There is no way a 6 month of hog can weigh 500 lb, that would be a 2.70 #/day of age growth rate which is just impossible from birth to 6 months.

I'm glad you got them loaded without injury to you or your father.

Jim


----------



## jil101ca (Jul 2, 2007)

> You named them?!?!?!? That's against the rules for butcher critters..LOL.


LOL My 8 year old DD named our hog "Wilbur" yes she knows we are going to eat him. Last year she really enjoyed eating "Roger" the goat, she said Roger was very yummy.

Last years hog gave us 17 lbs of bacon from 207 lbs hanging weight.


----------



## TSYORK (Mar 16, 2006)

I guess I'm just a bad judge of pig weight, but if you had seen these pigs you would have sworn they would have weighed more than what their hanging weight showed.
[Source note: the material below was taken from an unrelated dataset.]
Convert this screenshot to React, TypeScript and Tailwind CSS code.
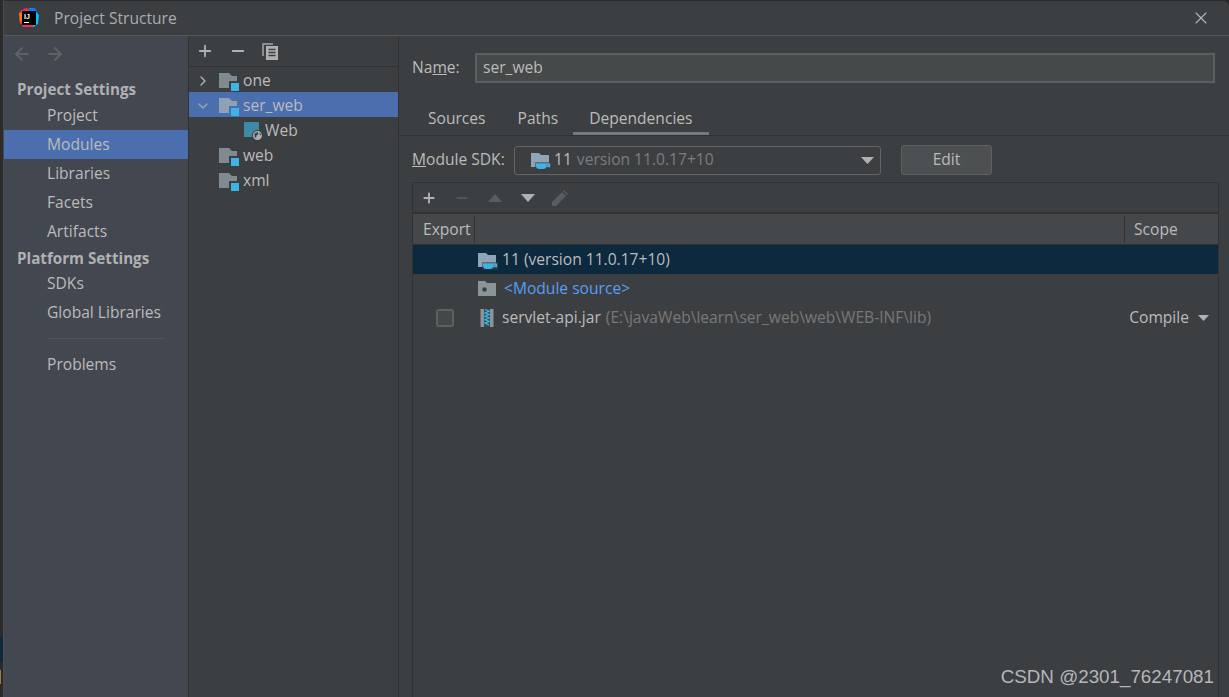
import React from 'react';
import { ChevronDown, ChevronRight, Minus, Plus, X, ArrowLeft, ArrowRight } from 'lucide-react';

const font = '[font-family:"Open_Sans","Noto_Sans",sans-serif]';

// Grey module folder with the small blue square in the corner
function ModuleIcon({ selected }: { selected?: boolean }) {
  return (
    <svg width="20" height="20" viewBox="0 0 20 20" className="shrink-0">
      <path d="M0 2h10l3 3h5v12H0z" fill={selected ? '#8fa1b5' : '#7f8b91'} />
      <rect x="10" y="10" width="10" height="10" fill={selected ? '#4b6eaf' : '#3c3f41'} />
      <rect x="12" y="12" width="8" height="8" fill="#3db3e6" />
    </svg>
  );
}

function SdkIcon() {
  return (
    <svg width="20" height="20" viewBox="0 0 20 20" className="shrink-0">
      <path d="M0 3h8l2 2h8v12H0z" fill="#8fa4b5" />
      <path d="M4 12h16v8H4z" fill="#3c3f41" opacity="0.55" />
      <path d="M5 13.5h10.5v2a3.5 3.5 0 0 1-3.5 3.5H8.5A3.5 3.5 0 0 1 5 15.5z" fill="#3db3e6" />
      <path d="M15.5 14.2h3v2.3h-3" fill="none" stroke="#3db3e6" strokeWidth="1.4" />
    </svg>
  );
}

function SourceIcon() {
  return (
    <svg width="20" height="20" viewBox="0 0 20 20" className="shrink-0">
      <path d="M0 2h7l2 2h9v13H0z" fill="#8a9499" />
      <circle cx="6.5" cy="10.5" r="2.2" fill="#3c3f41" />
    </svg>
  );
}

function JarIcon() {
  return (
    <svg width="14" height="20" viewBox="0 0 14 20" className="shrink-0">
      <rect x="0.5" y="1" width="13" height="18" fill="#8a9499" />
      <rect x="4" y="1" width="6" height="18" fill="#3c4a52" />
      <path d="M5 1.5l4 1.7-4 1.7 4 1.7-4 1.7 4 1.7-4 1.7 4 1.7-4 1.7 4 1.7" fill="none" stroke="#3db3e6" strokeWidth="1.3" />
    </svg>
  );
}

function WebIcon() {
  return (
    <svg width="19" height="19" viewBox="0 0 19 19" className="shrink-0">
      <rect x="0" y="0" width="15" height="15" fill="#3d8aa6" />
      <circle cx="13.5" cy="13.5" r="5.5" fill="#3c3f41" />
      <circle cx="13.5" cy="13.5" r="4.5" fill="#a9b2b8" />
      <path d="M10.5 11.5l3-1.5 1 2-2 1.5-.5 3-1.5-2.5zM15.5 10.5l2 2-1.500 1z" fill="#3c3f41" />
    </svg>
  );
}

function CopyIcon() {
  return (
    <svg width="17" height="17" viewBox="0 0 17 17" className="shrink-0">
      <path d="M0 0h11v2H2v11H0z" fill="#8a8d8f" />
      <rect x="4" y="3" width="12" height="14" fill="#afb1b3" />
      <path d="M6.500 6.500h7M6.500 9.500h7M6.500 12.500h7" stroke="#3c3f41" strokeWidth="1.300" />
    </svg>
  );
}

function AppLogo() {
  return (
    <svg width="20" height="20" viewBox="0 0 20 20" className="shrink-0">
      <path d="M0 5 8 1 5 10 1 16z" fill="#f97a12" />
      <path d="M1 3l6-3 5 3-6 7z" fill="#fe2857" />
      <path d="M9 0h7l3 6-3 6z" fill="#087cfa" />
      <path d="M1 14l5-5 10 10H4z" fill="#fe2857" />
      <path d="M15 3l5 4-1 9-5 3z" fill="#07c3f2" />
      <rect x="3" y="3" width="14" height="14" fill="#000" />
      <rect x="5" y="14" width="5" height="1" fill="#fff" />
      <text x="5" y="11" fontSize="7" fontWeight="700" fill="#fff" fontFamily="Liberation Sans">IJ</text>
    </svg>
  );
}

function NavItem({ label, active }: { label: string; active?: boolean }) {
  return (
    <div className={`h-[29px] pl-[43px] flex items-center ${active ? 'bg-[#4b6eaf]' : ''}`}>{label}</div>
  );
}

function TreeRow({ label, open, selected, arrow }: { label: string; open?: boolean; selected?: boolean; arrow?: boolean }) {
  return (
    <div className={`h-[25px] pt-[3px] flex items-center ${selected ? 'bg-[#4b6eaf]' : ''}`}>
      <span className="w-[30px] pl-[6px] flex items-center">
        {arrow && (open ? <ChevronDown size={16} color="#9aa7b0" /> : <ChevronRight size={16} color="#afb1b3" />)}
      </span>
      <ModuleIcon selected={selected} />
      <span className="ml-[4px]">{label}</span>
    </div>
  );
}

export default function App() {
  return (
    <div className={`relative w-[1229px] h-[697px] overflow-hidden flex bg-[#2b2b2b] text-[#bbbbbb] text-[15.6px] ${font}`}>
      {/* sliver of the editor behind the dialog */}
      <div className="w-[4px] shrink-0 bg-[#2b2b2b] border-r border-[#4a4d4f] flex flex-col">
        <div className="mt-[637px] h-[25px] bg-[#0d293e]" />
        <div className="mt-[8px] h-[14px] w-[1px] bg-[#9a7a4e]" />
      </div>

      <div className="flex-1 flex flex-col mt-[1px] bg-[#3c3f41] rounded-tr-[6px] min-w-0">
        {/* Title bar */}
        <div className="h-[35px] shrink-0 flex items-center border-b border-[#555759] pl-[15px] pr-[18px]">
          <AppLogo />
          <span className="ml-[15px] pt-[2px] text-[#a9adb0]">Project Structure</span>
          <X size={20} strokeWidth={1.3} color="#b5b8ba" className="ml-auto" />
        </div>

        <div className="flex-1 flex min-h-0">
          {/* Left navigation */}
          <div className="w-[185px] shrink-0 bg-[#434750] border-r border-[#323232]">
            <div className="h-[36px] flex items-center pl-[8px] gap-[13px]">
              <ArrowLeft size={20} strokeWidth={2.4} color="#5f6265" />
              <ArrowRight size={20} strokeWidth={2.4} color="#5f6265" />
            </div>
            <div className="h-[29px] pl-[13px] flex items-end text-[15.2px] font-bold text-[#afb1b3]">Project Settings</div>
            <NavItem label="Project" />
            <NavItem label="Modules" active />
            <NavItem label="Libraries" />
            <NavItem label="Facets" />
            <NavItem label="Artifacts" />
            <div className="h-[23px] pt-[1px] pl-[13px] flex items-center text-[15.2px] font-bold text-[#afb1b3]">Platform Settings</div>
            <NavItem label="SDKs" />
            <NavItem label="Global Libraries" />
            <div className="ml-[43px] mr-[23px] mt-[11px] h-px bg-[#50535a]" />
            <div className="mt-[11px]"><NavItem label="Problems" /></div>
          </div>

          {/* Module tree */}
          <div className="w-[210px] shrink-0 border-r border-[#323232]">
            <div className="h-[31px] flex items-center border-b border-[#323232] pl-[7px] gap-[15px] text-[#afb1b3]">
              <Plus size={18} strokeWidth={2.4} />
              <Minus size={18} strokeWidth={2.4} />
              <CopyIcon />
            </div>
            <TreeRow label="one" arrow />
            <TreeRow label="ser_web" arrow open selected />
            <div className="h-[25px] pt-[3px] pl-[55px] flex items-center">
              <WebIcon />
              <span className="ml-[2px]">Web</span>
            </div>
            <TreeRow label="web" />
            <TreeRow label="xml" />
          </div>

          {/* Module details */}
          <div className="flex-1 min-w-0 flex flex-col">
            <div className="h-[62px] pt-[2px] shrink-0 flex items-center pl-[13px] pr-[14px]">
              <span className="w-[63px]">Na<span className="underline">m</span>e:</span>
              <div className="flex-1 h-[30px] px-[6px] flex items-center bg-[#45494a] border-2 border-[#5b5f61]">ser_web</div>
            </div>
            <div className="h-[38px] shrink-0 flex items-end pl-[13px] border-b border-[#323232]">
              <div className="h-[33px] px-[16px] flex items-center">Sources</div>
              <div className="h-[33px] pl-[16px] pr-[15px] flex items-center">Paths</div>
              <div className="h-[33px] px-[16px] flex items-center border-b-[3px] border-[#747a80] pt-[3px]">Dependencies</div>
            </div>
            <div className="h-[46px] pt-[2px] shrink-0 flex items-center pl-[13px]">
              <span className="w-[102px]"><span className="underline">M</span>odule SDK:</span>
              <div className="w-[367px] h-[29px] pl-[16px] pr-[6px] flex items-center gap-[3px] border border-[#646464] rounded-[3px]">
                <SdkIcon />
                <span>11</span>
                <span className="ml-[2px] text-[#7a7d7f]">version 11.0.17+10</span>
                <svg width="13" height="7" viewBox="0 0 13 7" className="ml-auto"><path d="M0 0h13L6.500 7z" fill="#afb1b3" /></svg>
              </div>
              <div className="ml-[20px] w-[91px] h-[30px] flex items-center justify-center bg-[#4c5052] border border-[#5e6060] rounded-[3px]">Edit</div>
            </div>

            {/* Dependencies table */}
            <div className="flex-1 ml-[13px] mr-[10px] border-l border-r border-t border-[#323232] flex flex-col min-h-0">
              <div className="h-[31px] pt-[1px] shrink-0 flex items-center pl-[8px] gap-[17px] border-b-2 border-[#323232]">
                <Plus size={16} strokeWidth={2.8} color="#afb1b3" />
                <Minus size={16} strokeWidth={2.6} color="#5a5d5f" />
                <svg width="16" height="9" viewBox="0 0 16 9"><path d="M8 0l7 8H1z" fill="#5a5d5f" /></svg>
                <svg width="16" height="9" viewBox="0 0 16 9"><path d="M1 0h14L8 8z" fill="#afb1b3" /></svg>
                <svg width="17" height="17" viewBox="0 0 17 17" className="-ml-[2px]"><path d="M1 12L11 2l4 4L5 16H1zM12 1l1-1 4 4-1 1z" fill="#5a5d5f" /></svg>
              </div>
              <div className="h-[31px] shrink-0 flex items-center bg-[#45484a] border-b border-[#323232]">
                <div className="w-[62px] h-[27px] pt-[2px] pl-[10px] flex items-center border-r border-[#323232]">Export</div>
                <div className="flex-1" />
                <div className="w-[94px] h-[27px] pt-[2px] pl-[9px] flex items-center border-l border-[#323232]">Scope</div>
              </div>
              <div className="h-[29px] shrink-0 bg-[#0d293e] pl-[65px] flex items-center gap-[4px]">
                <SdkIcon />
                <span>11 (version 11.0.17+10)</span>
              </div>
              <div className="h-[29px] shrink-0 pl-[65px] flex items-center gap-[6px]">
                <SourceIcon />
                <span className="text-[#589df6]">&lt;Module source&gt;</span>
              </div>
              <div className="h-[29px] shrink-0 flex items-center">
                <div className="w-[18px] h-[18px] ml-[23px] border-2 border-[#5e6060] rounded-[3px] bg-[#43494a]" />
                <span className="ml-[26px]"><JarIcon /></span>
                <span className="ml-[8px]">servlet-api.jar</span>
                <span className="ml-[5px] text-[#787878]">(E:\javaWeb\learn\ser_web\web\WEB-INF\lib)</span>
                <span className="ml-auto">Compile</span>
                <svg width="11" height="6" viewBox="0 0 11 6" className="ml-[9px] mr-[9px]"><path d="M0 0h11L5.500 6z" fill="#afb1b3" /></svg>
              </div>
            </div>
          </div>
        </div>
      </div>

      {/* Watermark over the screenshot */}
      <span className="absolute right-[15px] bottom-[6px] text-[18.8px] text-[#b4b7b9] [font-family:'Liberation_Sans',sans-serif]">CSDN @2301_76247081</span>
    </div>
  );
}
However, 430 pounds hanging weight of naturally raised, homegrown pork isn't too shabby, and I've still got the other one to butcher that went AWOL. Snortin, brother to Horton, is about the same size as he was, so I figure he'll finish close to the 230 mark, as well.

Oh yes! I name them all. Last years was Pork Chop and Bacon. Earlier this year I killed a steer named Bleu, short for Bleu Burger. I got Chuck, short for chuck roast fattening up now in the pasture and will move him to hay and grain in November. I just picked up two Duroc weaners, also; they are T.L (short for tenderloin) and Smokehouse. Naming my food doesn't bother me in the least. However, I can't say the same for my wife, lol. Usually I get the rest of her steak once I start mooing and lowing at the dinner table. It's hilarious!


----------



## Beulah Gardens (Feb 26, 2008)

Ours are butchered at home too... saves the problem of getting them in the trailer. We give ours names like porkchop or BBQ just so we know who we are talking about while raising them BUT Horton and Wilbur...those are pettin' names. LOL

Rose, I had to laugh at the anatomy lesson, once my children cooked the tail over the fire...as in Little house in the Big Woods.... it was good as long as you didn't think too long about where it'd been. I stopped them short when they wanted to blow up the bladder.


----------